Superhero Necromancer said...

You know, I have the same actual experience with the White Wolf XP system. I have a post about how awful it is, especially due to the breakdowns between freebie point costs and XP costs, and I've toyed around with alternate systems. But you know, like you, we played it for years just using the costs in the book, and it actually worked out fine.

Though I didn't ever pay close attention to the "1 pt for X, 1 pt for Y" awards. I always just did a flat award per session, which started relatively modest (4-6 XP per session) at the beginning of a campaign and scaled up (to around 10-16 XP per session) later as the characters started to get more powerful and needed a lot more points to see any gains.

Malleustein said...

Yes, well, there is that... The whole 1 point for learning something new and so on didn't make sense to me back when it was in Vampire: the Masquerade, so we had long since dropped it by the time Street Fighter came about.

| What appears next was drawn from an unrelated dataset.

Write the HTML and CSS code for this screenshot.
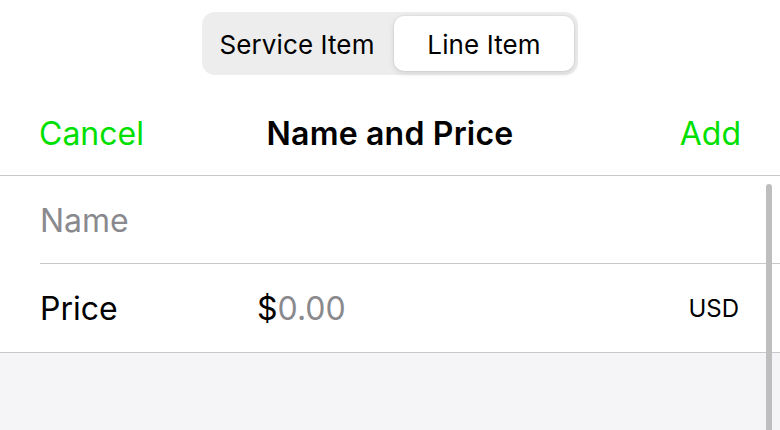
FILE: index.html
```html
<!DOCTYPE html>
<html>
<head>
<meta charset="utf-8">
<link rel="stylesheet" href="styles.css">
</head>
<body>
<div class="page">
  <header class="top">
    <div class="segmented">
      <div class="seg seg-left">Service Item</div>
      <div class="seg seg-right selected">Line Item</div>
    </div>
  </header>
  <nav class="nav">
    <span class="nav-btn nav-left">Cancel</span>
    <span class="nav-title">Name and Price</span>
    <span class="nav-btn nav-right">Add</span>
  </nav>
  <section class="form">
    <div class="row row-name">
      <span class="placeholder name-ph">Name</span>
    </div>
    <div class="row row-price">
      <span class="label">Price</span>
      <span class="value"><span class="dollar">$</span><span class="placeholder">0.00</span></span>
      <span class="currency">USD</span>
    </div>
  </section>
  <div class="rest"></div>
  <div class="scrollbar"></div>
</div>
</body>
</html>
```

FILE: styles.css
```css
* { box-sizing: border-box; }
html, body {
  margin: 0;
  padding: 0;
  width: 780px;
  height: 430px;
  overflow: hidden;
  background: #f5f5f7;
  font-family: Inter, "Noto Sans", "Liberation Sans", sans-serif;
  color: #000;
}
.page {
  position: relative;
  width: 780px;
  height: 430px;
  display: flex;
  flex-direction: column;
}
.top {
  background: #fff;
  height: 88px;
  display: flex;
  justify-content: center;
  padding-top: 12px;
}
.segmented {
  width: 376px;
  height: 63px;
  background: #ededed;
  border-radius: 13px;
  padding: 4px;
  display: flex;
}
.seg {
  display: flex;
  align-items: center;
  justify-content: center;
  font-size: 26px;
  letter-spacing: 0.1px;
  border-radius: 10px;
  padding-top: 2px;
}
.seg-left { width: 188px; padding-right: 6px; }
.seg-right { width: 180px; }
.selected {
  background: #fff;
  box-shadow: 0 2px 6px rgba(0,0,0,0.12), 0 0 0 1px rgba(0,0,0,0.03);
}
.nav {
  background: #fff;
  height: 88px;
  display: grid;
  grid-template-columns: 1fr auto 1fr;
  align-items: center;
  padding: 3px 39px 0 39px;
  border-bottom: 1px solid #c8c7cc;
}
.nav-btn {
  color: #00e000;
  font-size: 32px;
}
.nav-left { justify-self: start; }
.nav-right { justify-self: end; }
.nav-title {
  font-size: 32px;
  font-weight: 600;
  letter-spacing: 0.2px;
}
.form {
  background: #fff;
  border-bottom: 1px solid #c8c7cc;
}
.row {
  height: 88px;
  display: flex;
  align-items: center;
  padding-left: 40px;
  padding-right: 41px;
}
.row-name {
  height: 88px;
  border-bottom: 1px solid #c8c7cc;
  margin-left: 40px;
  padding-left: 0;
  padding-top: 2px;
}
.placeholder { color: #8a8a8e; }
.name-ph { font-size: 32px; }
.label {
  font-size: 32px;
  width: 217px;
}
.value {
  font-size: 32px;
  flex: 1;
}
.currency {
  font-size: 24px;
}
.rest {
  flex: 1;
  background: #f5f5f7;
}
.scrollbar {
  position: absolute;
  left: 766px;
  top: 184px;
  width: 6px;
  height: 250px;
  background: #bebebe;
  border-radius: 3px;
}
```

But yeah, no matter how fundamentally flawed it is in design, it actually doesn't do much harm in play. Long-term chronicle progression seems fine with it. Guess sometimes we're overly concerned with stuff that players never really notice.

Superhero Necromancer said...

But yeah, no matter how fundamentally flawed it is in design, it actually doesn't do much harm in play. Long-term chronicle progression seems fine with it. Guess sometimes we're overly concerned with stuff that players never really notice.

Very true. Sometimes the inner game designer gets caught up on something because it doesn't look elegant or isn't especially well-designed, but it turns out that it actually works fine and the players are satisfied with it. I don't think I can remember ever hearing any complaints about the XP system from the player's side of the table either, and we played a hell of a lot of Street Fighter.

Malleustein said...

Yeah, I think as Referees we always see what we consider big picture implications of those kinds of rules, while players are just looking to buy the next special move or boost a trait. The grand design simply doesn't matter to them, and of all the rules players need to learn for a game, XP rules are usually among the easiest.